I’ve always had this theory. No matter how grandiose or want for nothing palatial home you’ve got, you still need to get away. And we’ll typically go to great lengths to achieve that.
As a child of the fifties and sixties it was the family caravan. That half moon shaped dome on wheels. Towed behind the family car to the favourite beach side resort. Ah, yes. The great Aussie getaway. There we parked ourselves in the blistering summer heat. The whole family squeezed into our little mobile baking boxes. All lined up one after another packed into the foreshore caravan park. Sunburnt by day. Sweltering by night.
Fast forward fifty, sixty years. The concept hasn’t changed. But things have a got a little more comfortable. The family car is now more an air conditioned lounge on wheels. Riddle me riddle me ree there’s something I can see has been replaced with each child’s own personal video entertainment system. Marital stress over map reading directions has been resolved with an inboard navigation system.

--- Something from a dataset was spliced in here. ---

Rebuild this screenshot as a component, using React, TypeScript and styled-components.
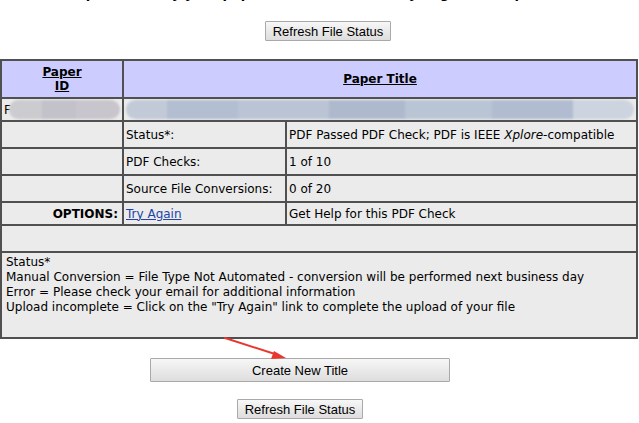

But there’s one big additional difference now. Choice.
The world has since become a lot smaller. It’s now just as cheap for the whole family to grab a flight to some exotic overseas location.
The great thing about family holidays is they create memories. Memories that last a lifetime. And it’s not memories from when everything goes perfectly. It’s all the little unexpected things that go wrong.
Like the family decides to take a tuk tuk ride. The first thing you need to adapt to, standards are different to home. A tuk tuk ride is a bit like a roller coaster ride but without the rail lines. You never know what’s going to happen next. Like half way into the journey along the main road. The whole family, along with grandpa are all packed into this little three wheeled open air sidecar type machine. The motor starts to splutter. Tuk Tuk and all its passengers come to a sudden halt. Fortunately, as it turns out, its not that far to push Tuk Tuk and all its passengers to a nearby gas station.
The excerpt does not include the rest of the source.